A cosa serve la lettura di questa opera, per me, straordinaria ? E’ un viaggio nei luoghi e soprattutto nel tempo del nostro paese. Quasi ovunque troviamo testimonianze di arte e cultura. Eppure qualcosa rimane inespresso, incompiuto. Alla laudatio non segue il civis sum. Le nostre qualità civili – a differenza delle tante espressioni artistiche – non sono eccelse e la macchina del paese non va, lo sappiamo. Ed allora Chi realmente siamo ? Un museo ammirato in tutto il mondo che deve preoccuparsi, come a Venezia, di mettere in fila chi arriva perché ormai il turismo non è più sostenibile ? Con i centri storici trasformati in maleodoranti suk di negozi di gondole e di fritti da mangiare per strada ? La bellezza del nostro paese l’abbiamo pagata nel corso dei secoli per essere l’Italia il paese più invaso del mondo e i tanti plurali di cui ci affascina Paolucci hanno costituito un freno alla formazione di una solida coscienza civile. L’Italia odierna è emersa così dal suo glorioso passato di arte e cultura.

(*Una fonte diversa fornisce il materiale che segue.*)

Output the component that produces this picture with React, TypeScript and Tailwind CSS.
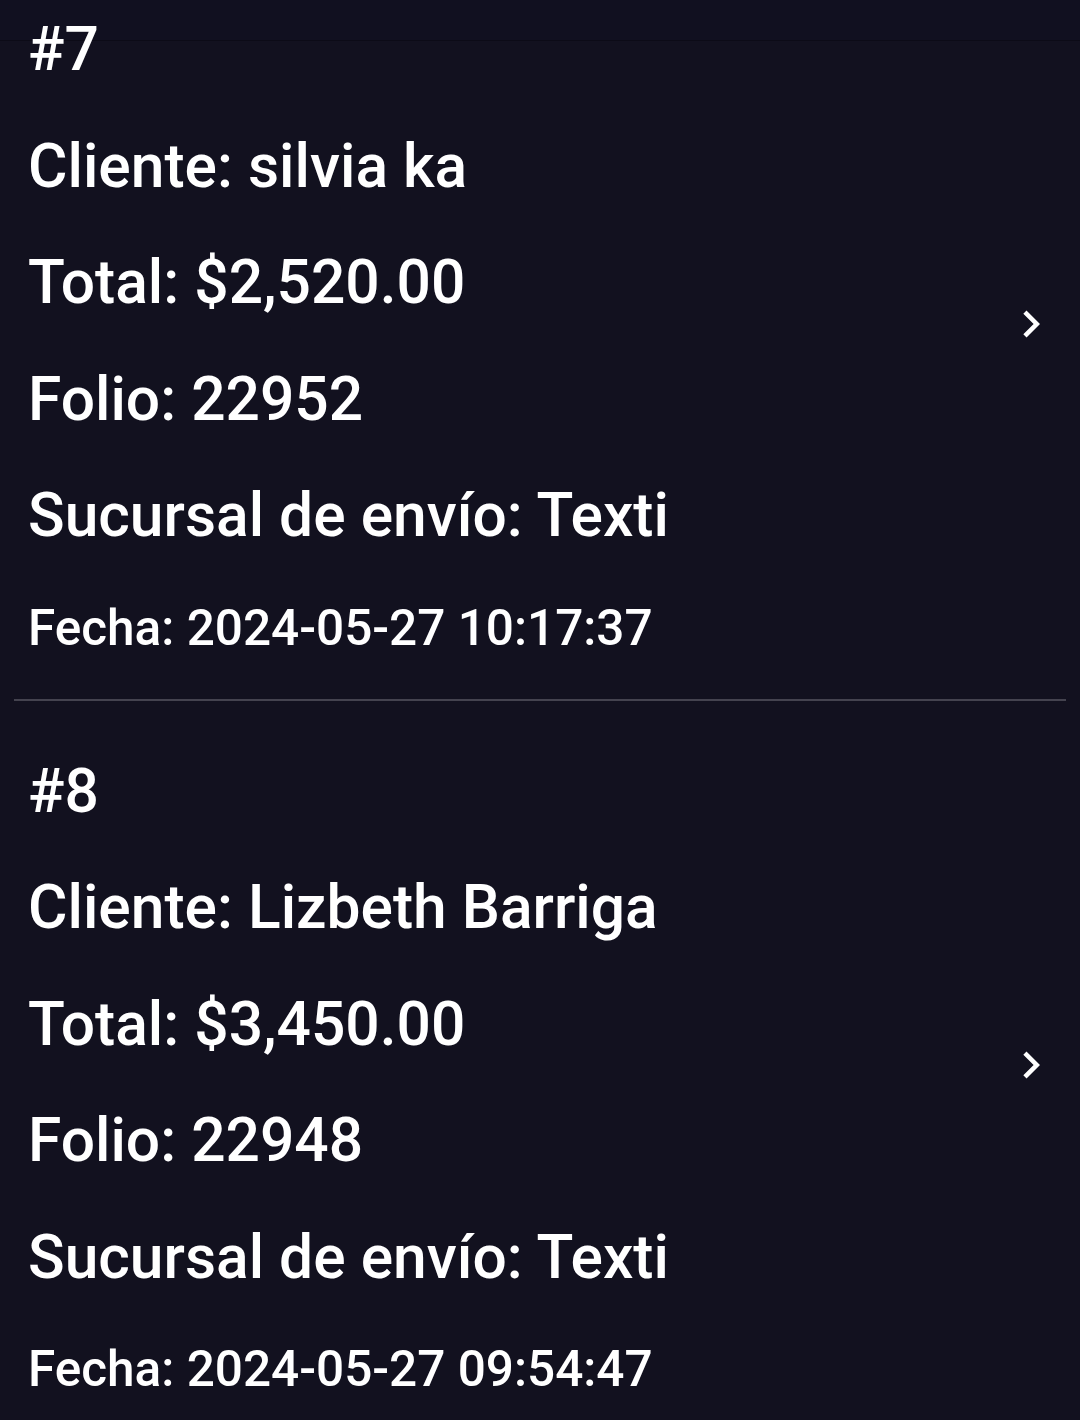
import React from "react";
import { MdChevronRight } from "react-icons/md";

type Pedido = {
  n: number;
  cliente: string;
  total: string;
  folio: string;
  sucursal: string;
  fecha: string;
};

const pedidos: Pedido[] = [
  { n: 7, cliente: "silvia ka", total: "$2,520.00", folio: "22952", sucursal: "Texti", fecha: "2024-05-27 10:17:37" },
  { n: 8, cliente: "Lizbeth Barriga", total: "$3,450.00", folio: "22948", sucursal: "Texti", fecha: "2024-05-27 09:54:47" },
];

function Item({ p }: { p: Pedido }) {
  return (
    <div>
      <div className="flex flex-row items-center pl-[28px] pr-[22px] pt-[61px] pb-[47px]">
        <div className="flex flex-1 flex-col gap-[56.5px] text-[60.5px] leading-[60px] font-medium text-white">
          <div>#{p.n}</div>
          <div>Cliente: {p.cliente}</div>
          <div>Total: {p.total}</div>
          <div>Folio: {p.folio}</div>
          <div>Sucursal de envío: {p.sucursal}</div>
          <div className="mt-[1px] text-[49.5px] leading-[48px]">Fecha: {p.fecha}</div>
        </div>
        <MdChevronRight className="mb-[24px] shrink-0 text-white" size={54} />
      </div>
      <div className="mx-[14px] h-[2px] bg-[#44434f]" />
    </div>
  );
}

export default function App() {
  return (
    <div
      className="relative h-[1420px] w-[1080px] overflow-hidden bg-[#12111f]"
      style={{ fontFamily: "Roboto, 'Noto Sans', sans-serif" }}
    >
      <div className="absolute left-0 right-0 top-0 h-[41px] border-b border-[#0c0b17] bg-[#111020]" />
      <div className="relative mt-[-41px]">
        {pedidos.map((p) => (
          <Item key={p.n} p={p} />
        ))}
      </div>
    </div>
  );
}
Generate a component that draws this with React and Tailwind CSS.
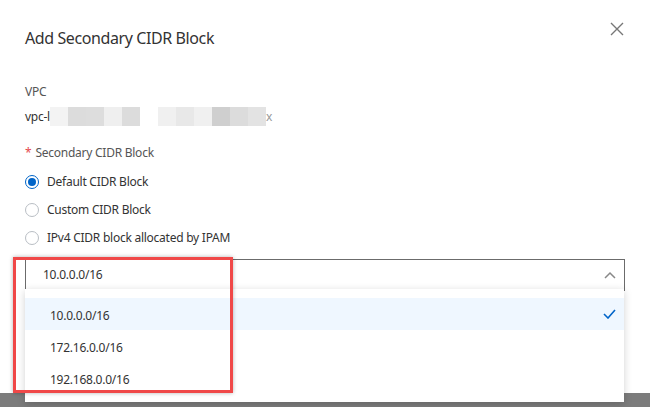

Non ho dunque risposte certe. Mi piace ricordare alla fine di questo breve articolo il giudizio di uno storico inglese grande conoscitore del nostro paese Denis Mack Smith (1920-2017). Ci ha raccontato in Storia d’Italia (Laterza, 1997), accanto agli innumerevoli progressi compiuti con lo sviluppo economico, anche due vulnus che ci hanno accompagnato dal dopoguerra in poi:una stravagante politica di spesa pubblica e la debolezza dei nostri governi quasi sempre caduti a seguito di crisi di natura extra parlamentare. Temi attualissimi e importanti che investono gli n dualismi del paese (autonomia differenziata, banche locali, Europa, meridionalismo), in massima parte irrisolti o vittima di scorciatoie di parte e quindi interessate.

Infine, una nota personale che mi viene dall’ aver letto il libro e dall’aver conosciuto, seppure in poche e rare occasioni, Antonio Paolucci. Ho capito oggi, prossimo ai 70 anni, che quel che ho imparato, con scarsa consapevolezza all’epoca, negli anni del liceo mi avrebbe accompagnato per tutta la vita.